■ PROBLEM REQUIREMENTS ■
Review the material line by line. Identify and copy every line that contains the string "components".

■ GIVEN DATA ■

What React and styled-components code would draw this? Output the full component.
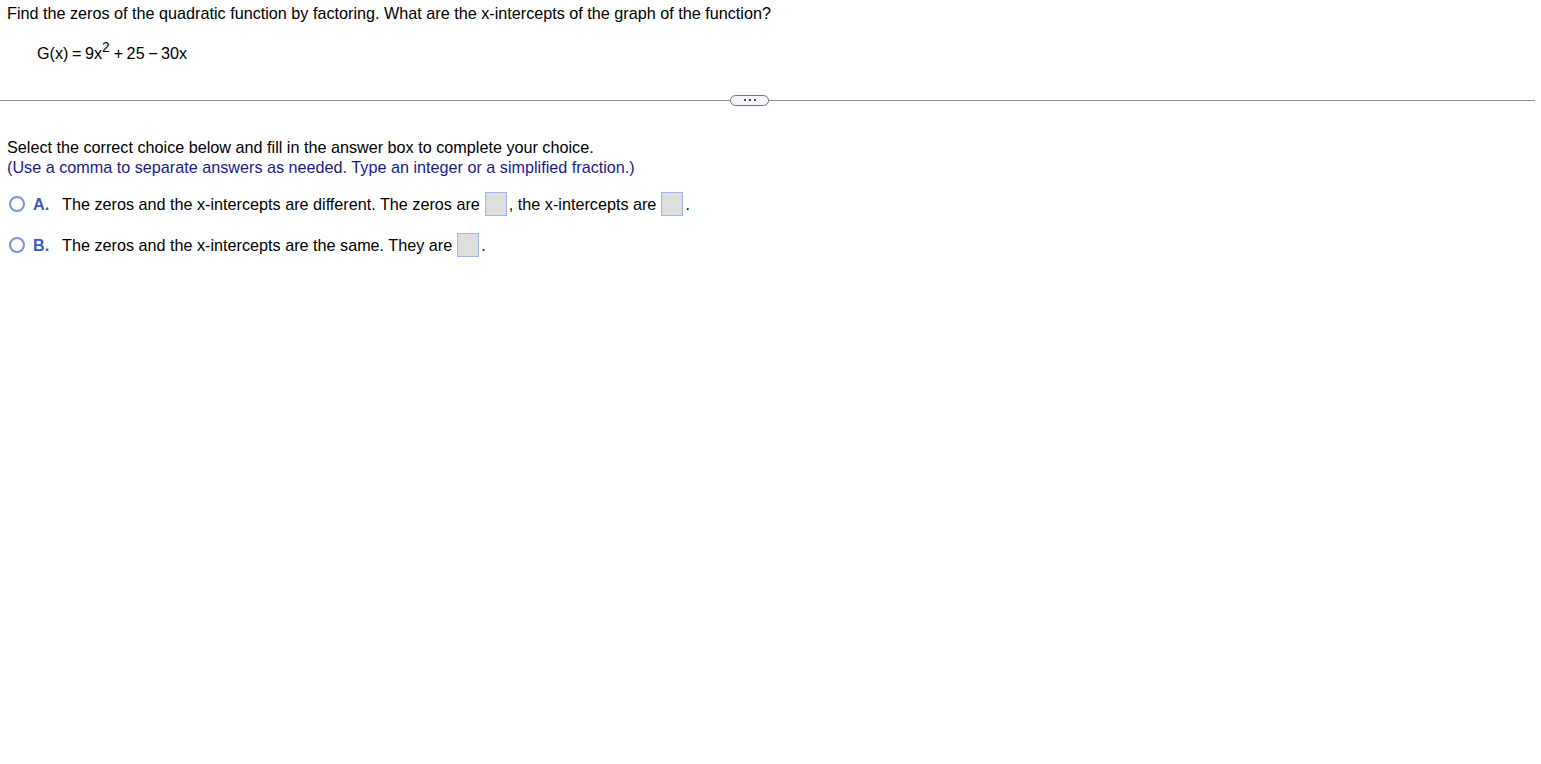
import { styled, createGlobalStyle } from "styled-components";

const Global = createGlobalStyle`
  body {
    margin: 0;
    background: #ffffff;
    font-family: "Liberation Sans", Arial, sans-serif;
    font-size: 16.2px;
    color: #000000;
  }
`;

const Page = styled.div`
  padding: 4px 0 0 7px;
  width: 1528px;
`;

const Question = styled.div`
  line-height: 18px;
`;

const Formula = styled.div`
  padding: 22px 0 0 30px;
  line-height: 18px;
  word-spacing: -1px;
  sup {
    font-size: 0.85em;
    line-height: 0;
    vertical-align: 0.5em;
    margin-right: 4px;
  }
`;

const Divider = styled.div`
  display: flex;
  align-items: center;
  margin: 32px 0 0 -7px;
  height: 12px;
`;

const Rule = styled.div`
  flex: ${(p) => (p.$fixed ? "0 0 730px" : "1")};
  height: 1px;
  background: #8a919c;
`;

const Pill = styled.div`
  width: 37px;
  height: 9px;
  border: 1px solid #6b7480;
  border-radius: 6px;
  background: #f2f5f9;
  display: flex;
  align-items: center;
  justify-content: center;
  gap: 3px;
  span {
    width: 2px;
    height: 2px;
    background: #434a55;
  }
`;

const Instructions = styled.div`
  margin-top: 31px;
  line-height: 20px;
`;

const Hint = styled.div`
  color: #1c1a8c;
`;

const Options = styled.div`
  margin-top: 15px;
  display: flex;
  flex-direction: column;
  gap: 17px;
`;

const Option = styled.div`
  display: flex;
  align-items: center;
  height: 24px;
`;

const Radio = styled.span`
  width: 12px;
  height: 12px;
  border: 2px solid #7e90dd;
  border-radius: 50%;
  margin: 0 8px 0 2px;
  flex-shrink: 0;
`;

const Letter = styled.span`
  color: #3b58c8;
  font-weight: bold;
  width: 29px;
`;

const AnswerBox = styled.span`
  display: inline-block;
  width: 20px;
  height: 22px;
  border: 1px solid #9fb7e6;
  background: #dedede;
  vertical-align: middle;
  margin: 0 2px 0 5px;
`;

const Text = styled.span`
  display: flex;
  align-items: center;
  white-space: pre;
`;

export default function App() {
  return (
    <>
      <Global />
      <Page>
        <Question>
          Find the zeros of the quadratic function by factoring. What are the
          x-intercepts of the graph of the function?
        </Question>
        <Formula>
          G(x) = 9x<sup>2</sup>+ 25 − 30x
        </Formula>
        <Divider>
          <Rule $fixed />
          <Pill>
            <span />
            <span />
            <span />
          </Pill>
          <Rule />
        </Divider>
        <Instructions>
          <div>
            Select the correct choice below and fill in the answer box to
            complete your choice.
          </div>
          <Hint>
            (Use a comma to separate answers as needed. Type an integer or a
            simplified fraction.)
          </Hint>
        </Instructions>
        <Options>
          <Option>
            <Radio />
            <Letter>A.</Letter>
            <Text>
              The zeros and the x-intercepts are different. The zeros are
              <AnswerBox />, the x-intercepts are<AnswerBox />.
            </Text>
          </Option>
          <Option>
            <Radio />
            <Letter>B.</Letter>
            <Text>
              The zeros and the x-intercepts are the same. They are
              <AnswerBox />.
            </Text>
          </Option>
        </Options>
      </Page>
    </>
  );
}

■ FULL SOLUTION ■
What React and styled-components code would draw this? Output the full component.
import { styled, createGlobalStyle } from "styled-components";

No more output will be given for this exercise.